Problem description
Below is a listing; reproduce each line of it exactly.

Collected material

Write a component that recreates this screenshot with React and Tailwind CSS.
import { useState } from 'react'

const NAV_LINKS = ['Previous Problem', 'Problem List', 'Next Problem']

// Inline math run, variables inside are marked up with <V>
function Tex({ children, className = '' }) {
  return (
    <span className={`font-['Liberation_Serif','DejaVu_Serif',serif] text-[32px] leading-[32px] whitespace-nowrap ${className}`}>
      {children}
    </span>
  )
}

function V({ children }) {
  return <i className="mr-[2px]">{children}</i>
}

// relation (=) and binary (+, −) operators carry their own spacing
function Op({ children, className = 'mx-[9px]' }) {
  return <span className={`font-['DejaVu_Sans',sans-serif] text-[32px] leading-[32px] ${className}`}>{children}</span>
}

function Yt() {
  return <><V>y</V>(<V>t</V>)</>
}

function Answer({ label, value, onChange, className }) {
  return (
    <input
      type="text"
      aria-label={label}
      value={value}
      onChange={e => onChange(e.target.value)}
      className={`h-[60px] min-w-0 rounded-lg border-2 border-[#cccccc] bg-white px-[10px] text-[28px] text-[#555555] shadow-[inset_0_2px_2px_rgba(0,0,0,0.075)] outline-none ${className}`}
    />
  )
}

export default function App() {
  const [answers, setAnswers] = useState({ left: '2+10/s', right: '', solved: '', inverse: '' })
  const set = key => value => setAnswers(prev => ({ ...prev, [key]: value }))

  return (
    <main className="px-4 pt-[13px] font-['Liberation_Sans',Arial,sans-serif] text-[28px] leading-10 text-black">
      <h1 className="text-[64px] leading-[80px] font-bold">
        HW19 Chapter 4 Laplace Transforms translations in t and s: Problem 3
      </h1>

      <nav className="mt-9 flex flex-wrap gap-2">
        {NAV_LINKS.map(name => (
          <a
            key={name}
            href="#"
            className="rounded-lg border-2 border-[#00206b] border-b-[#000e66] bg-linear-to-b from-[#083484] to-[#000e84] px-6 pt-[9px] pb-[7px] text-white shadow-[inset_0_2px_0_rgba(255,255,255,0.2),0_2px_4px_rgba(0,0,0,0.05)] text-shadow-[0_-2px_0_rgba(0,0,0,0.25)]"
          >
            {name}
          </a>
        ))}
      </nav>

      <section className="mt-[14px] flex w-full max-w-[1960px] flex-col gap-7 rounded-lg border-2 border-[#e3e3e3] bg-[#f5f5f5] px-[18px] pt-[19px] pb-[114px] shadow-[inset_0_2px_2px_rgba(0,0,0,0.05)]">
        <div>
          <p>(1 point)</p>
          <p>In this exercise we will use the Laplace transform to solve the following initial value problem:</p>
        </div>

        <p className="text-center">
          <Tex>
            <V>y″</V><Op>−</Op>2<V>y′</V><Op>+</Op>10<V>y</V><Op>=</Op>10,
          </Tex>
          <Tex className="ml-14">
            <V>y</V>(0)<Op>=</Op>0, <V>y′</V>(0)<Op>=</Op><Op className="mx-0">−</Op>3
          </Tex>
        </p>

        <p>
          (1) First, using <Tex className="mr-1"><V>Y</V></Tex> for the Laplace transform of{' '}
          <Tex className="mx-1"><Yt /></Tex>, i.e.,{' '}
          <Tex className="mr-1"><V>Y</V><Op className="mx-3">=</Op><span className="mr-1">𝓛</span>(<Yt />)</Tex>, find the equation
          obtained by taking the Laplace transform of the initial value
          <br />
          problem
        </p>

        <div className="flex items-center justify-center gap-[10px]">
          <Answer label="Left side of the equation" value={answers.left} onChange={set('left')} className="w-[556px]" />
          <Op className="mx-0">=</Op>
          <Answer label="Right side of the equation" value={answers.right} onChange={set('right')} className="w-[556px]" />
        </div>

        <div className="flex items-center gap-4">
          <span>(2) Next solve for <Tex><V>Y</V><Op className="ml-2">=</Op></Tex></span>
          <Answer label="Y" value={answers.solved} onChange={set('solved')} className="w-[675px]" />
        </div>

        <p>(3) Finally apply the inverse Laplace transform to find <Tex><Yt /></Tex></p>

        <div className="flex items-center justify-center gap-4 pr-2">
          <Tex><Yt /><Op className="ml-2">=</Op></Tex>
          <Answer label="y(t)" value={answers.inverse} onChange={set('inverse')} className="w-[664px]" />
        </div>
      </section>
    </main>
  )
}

Correct output
Write a component that recreates this screenshot with React and Tailwind CSS.
import { useState } from 'react'

const NAV_LINKS = ['Previous Problem', 'Problem List', 'Next Problem']

// Inline math run, variables inside are marked up with <V>
function Tex({ children, className = '' }) {
  return (
    <span className={`font-['Liberation_Serif','DejaVu_Serif',serif] text-[32px] leading-[32px] whitespace-nowrap ${className}`}>
      {children}
    </span>
  )
}

function V({ children }) {
  return <i className="mr-[2px]">{children}</i>
}

// relation (=) and binary (+, −) operators carry their own spacing
function Op({ children, className = 'mx-[9px]' }) {
  return <span className={`font-['DejaVu_Sans',sans-serif] text-[32px] leading-[32px] ${className}`}>{children}</span>
}

function Yt() {
  return <><V>y</V>(<V>t</V>)</>
}

function Answer({ label, value, onChange, className }) {
  return (
    <input
      type="text"
      aria-label={label}
      value={value}
      onChange={e => onChange(e.target.value)}
      className={`h-[60px] min-w-0 rounded-lg border-2 border-[#cccccc] bg-white px-[10px] text-[28px] text-[#555555] shadow-[inset_0_2px_2px_rgba(0,0,0,0.075)] outline-none ${className}`}
    />
  )
}

export default function App() {
  const [answers, setAnswers] = useState({ left: '2+10/s', right: '', solved: '', inverse: '' })
  const set = key => value => setAnswers(prev => ({ ...prev, [key]: value }))

  return (
    <main className="px-4 pt-[13px] font-['Liberation_Sans',Arial,sans-serif] text-[28px] leading-10 text-black">
      <h1 className="text-[64px] leading-[80px] font-bold">
        HW19 Chapter 4 Laplace Transforms translations in t and s: Problem 3
      </h1>

      <nav className="mt-9 flex flex-wrap gap-2">
        {NAV_LINKS.map(name => (
          <a
            key={name}
            href="#"
            className="rounded-lg border-2 border-[#00206b] border-b-[#000e66] bg-linear-to-b from-[#083484] to-[#000e84] px-6 pt-[9px] pb-[7px] text-white shadow-[inset_0_2px_0_rgba(255,255,255,0.2),0_2px_4px_rgba(0,0,0,0.05)] text-shadow-[0_-2px_0_rgba(0,0,0,0.25)]"
          >
            {name}
          </a>
        ))}
      </nav>

      <section className="mt-[14px] flex w-full max-w-[1960px] flex-col gap-7 rounded-lg border-2 border-[#e3e3e3] bg-[#f5f5f5] px-[18px] pt-[19px] pb-[114px] shadow-[inset_0_2px_2px_rgba(0,0,0,0.05)]">
        <div>
          <p>(1 point)</p>
          <p>In this exercise we will use the Laplace transform to solve the following initial value problem:</p>
        </div>

        <p className="text-center">
          <Tex>
            <V>y″</V><Op>−</Op>2<V>y′</V><Op>+</Op>10<V>y</V><Op>=</Op>10,
          </Tex>
          <Tex className="ml-14">
            <V>y</V>(0)<Op>=</Op>0, <V>y′</V>(0)<Op>=</Op><Op className="mx-0">−</Op>3
          </Tex>
        </p>

        <p>
          (1) First, using <Tex className="mr-1"><V>Y</V></Tex> for the Laplace transform of{' '}
          <Tex className="mx-1"><Yt /></Tex>, i.e.,{' '}
          <Tex className="mr-1"><V>Y</V><Op className="mx-3">=</Op><span className="mr-1">𝓛</span>(<Yt />)</Tex>, find the equation
          obtained by taking the Laplace transform of the initial value
          <br />
          problem
        </p>

        <div className="flex items-center justify-center gap-[10px]">
          <Answer label="Left side of the equation" value={answers.left} onChange={set('left')} className="w-[556px]" />
          <Op className="mx-0">=</Op>
          <Answer label="Right side of the equation" value={answers.right} onChange={set('right')} className="w-[556px]" />
        </div>

        <div className="flex items-center gap-4">
          <span>(2) Next solve for <Tex><V>Y</V><Op className="ml-2">=</Op></Tex></span>
          <Answer label="Y" value={answers.solved} onChange={set('solved')} className="w-[675px]" />
        </div>

        <p>(3) Finally apply the inverse Laplace transform to find <Tex><Yt /></Tex></p>

        <div className="flex items-center justify-center gap-4 pr-2">
          <Tex><Yt /><Op className="ml-2">=</Op></Tex>
          <Answer label="y(t)" value={answers.inverse} onChange={set('inverse')} className="w-[664px]" />
        </div>
      </section>
    </main>
  )
}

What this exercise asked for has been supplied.